Problem to work on:
Transcribe every entry word for word. Skip the pictures.

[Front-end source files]
◆ ◆ ◆ ◆
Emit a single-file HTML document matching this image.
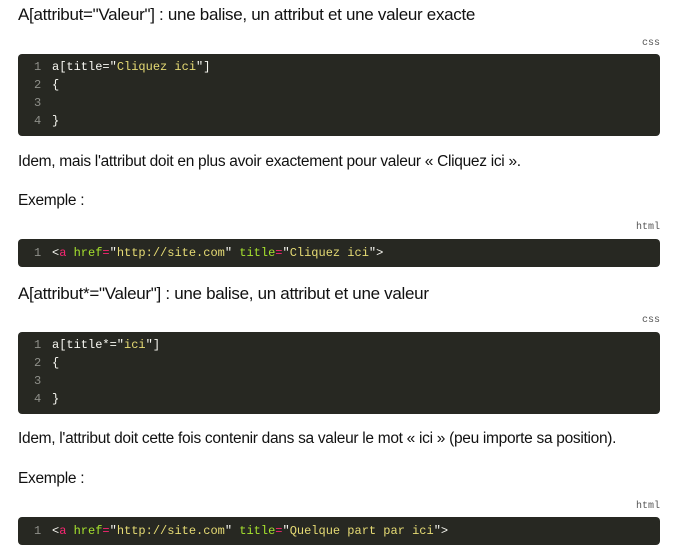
<!DOCTYPE html>
<html><head><style>
body{margin:0;background:#fff;width:687px;height:559px;overflow:hidden;font-family:"Liberation Sans",sans-serif;color:#111;font-size:15.5px;position:relative}
.t{position:absolute;left:18px;white-space:nowrap;letter-spacing:-0.3px}
.h{font-size:17px}
.lab{position:absolute;right:27px;font-family:"Liberation Mono",monospace;font-size:10px;color:#555}
.c{position:absolute;left:18px;width:642px;background:#272822;border-radius:4px;font-family:"Liberation Mono",monospace;font-size:12px;color:#f8f8f2;box-sizing:border-box;padding-left:16px}
.c div{height:18px;line-height:18px;white-space:pre}
.n{color:#8f908a;display:inline-block;width:18px}
.s{color:#e6db74}.k{color:#f92672}.a{color:#a6e22e}
</style></head><body>
<div class="t h" style="top:5px">A[attribut="Valeur"] : une balise, un attribut et une valeur exacte</div>
<div class="lab" style="top:38px">css</div>
<div class="c" style="top:54px;height:82px;padding-top:4px">
<div><span class="n">1</span>a[title="<span class="s">Cliquez ici</span>"]</div>
<div><span class="n">2</span>{</div>
<div><span class="n">3</span></div>
<div><span class="n">4</span>}</div>
</div>
<div class="t" style="top:153px">Idem, mais l'attribut doit en plus avoir exactement pour valeur « Cliquez ici ».</div>
<div class="t" style="top:192px">Exemple :</div>
<div class="lab" style="top:222px">html</div>
<div class="c" style="top:239px;height:28px;padding-top:5px">
<div><span class="n">1</span>&lt;<span class="k">a</span> <span class="a">href</span><span class="k">=</span>"<span class="s">http://site.com</span>" <span class="a">title</span><span class="k">=</span>"<span class="s">Cliquez ici</span>"&gt;</div>
</div>
<div class="t h" style="top:284px">A[attribut*="Valeur"] : une balise, un attribut et une valeur</div>
<div class="lab" style="top:315px">css</div>
<div class="c" style="top:332px;height:82px;padding-top:4px">
<div><span class="n">1</span>a[title*="<span class="s">ici</span>"]</div>
<div><span class="n">2</span>{</div>
<div><span class="n">3</span></div>
<div><span class="n">4</span>}</div>
</div>
<div class="t" style="top:430px">Idem, l'attribut doit cette fois contenir dans sa valeur le mot « ici » (peu importe sa position).</div>
<div class="t" style="top:470px">Exemple :</div>
<div class="lab" style="top:501px">html</div>
<div class="c" style="top:517px;height:28px;padding-top:5px">
<div><span class="n">1</span>&lt;<span class="k">a</span> <span class="a">href</span><span class="k">=</span>"<span class="s">http://site.com</span>" <span class="a">title</span><span class="k">=</span>"<span class="s">Quelque part par ici</span>"&gt;</div>
</div>
</body></html>
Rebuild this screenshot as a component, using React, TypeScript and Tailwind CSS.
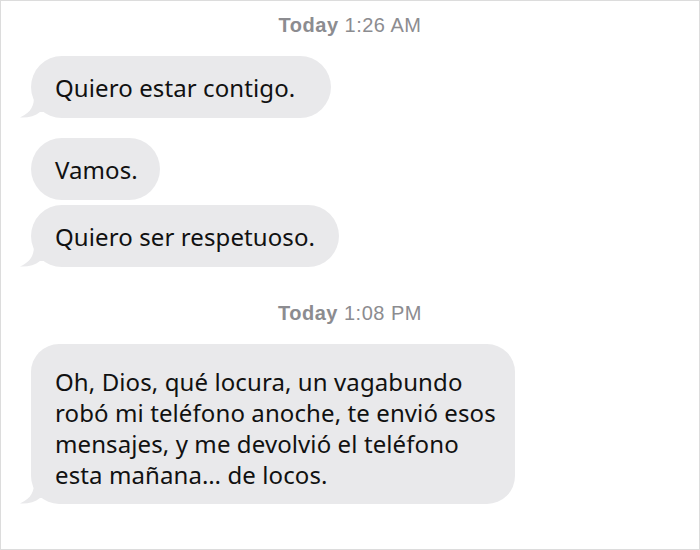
◆ ◆ ◆ ◆
Reply to the task:
Emit a single-file HTML document matching this image.
<!DOCTYPE html>
<html><head><style>
body{margin:0;background:#fff;width:687px;height:559px;overflow:hidden;font-family:"Liberation Sans",sans-serif;color:#111;font-size:15.5px;position:relative}
.t{position:absolute;left:18px;white-space:nowrap;letter-spacing:-0.3px}
.h{font-size:17px}
.lab{position:absolute;right:27px;font-family:"Liberation Mono",monospace;font-size:10px;color:#555}
.c{position:absolute;left:18px;width:642px;background:#272822;border-radius:4px;font-family:"Liberation Mono",monospace;font-size:12px;color:#f8f8f2;box-sizing:border-box;padding-left:16px}
.c div{height:18px;line-height:18px;white-space:pre}
.n{color:#8f908a;display:inline-block;width:18px}
.s{color:#e6db74}.k{color:#f92672}.a{color:#a6e22e}
</style></head><body>
<div class="t h" style="top:5px">A[attribut="Valeur"] : une balise, un attribut et une valeur exacte</div>
<div class="lab" style="top:38px">css</div>
<div class="c" style="top:54px;height:82px;padding-top:4px">
<div><span class="n">1</span>a[title="<span class="s">Cliquez ici</span>"]</div>
<div><span class="n">2</span>{</div>
<div><span class="n">3</span></div>
<div><span class="n">4</span>}</div>
</div>
<div class="t" style="top:153px">Idem, mais l'attribut doit en plus avoir exactement pour valeur « Cliquez ici ».</div>
<div class="t" style="top:192px">Exemple :</div>
<div class="lab" style="top:222px">html</div>
<div class="c" style="top:239px;height:28px;padding-top:5px">
<div><span class="n">1</span>&lt;<span class="k">a</span> <span class="a">href</span><span class="k">=</span>"<span class="s">http://site.com</span>" <span class="a">title</span><span class="k">=</span>"<span class="s">Cliquez ici</span>"&gt;</div>
</div>
<div class="t h" style="top:284px">A[attribut*="Valeur"] : une balise, un attribut et une valeur</div>
<div class="lab" style="top:315px">css</div>
<div class="c" style="top:332px;height:82px;padding-top:4px">
<div><span class="n">1</span>a[title*="<span class="s">ici</span>"]</div>
<div><span class="n">2</span>{</div>
<div><span class="n">3</span></div>
<div><span class="n">4</span>}</div>
</div>
<div class="t" style="top:430px">Idem, l'attribut doit cette fois contenir dans sa valeur le mot « ici » (peu importe sa position).</div>
<div class="t" style="top:470px">Exemple :</div>
<div class="lab" style="top:501px">html</div>
<div class="c" style="top:517px;height:28px;padding-top:5px">
<div><span class="n">1</span>&lt;<span class="k">a</span> <span class="a">href</span><span class="k">=</span>"<span class="s">http://site.com</span>" <span class="a">title</span><span class="k">=</span>"<span class="s">Quelque part par ici</span>"&gt;</div>
</div>
</body></html>
Rebuild this screenshot as a component, using React, TypeScript and Tailwind CSS.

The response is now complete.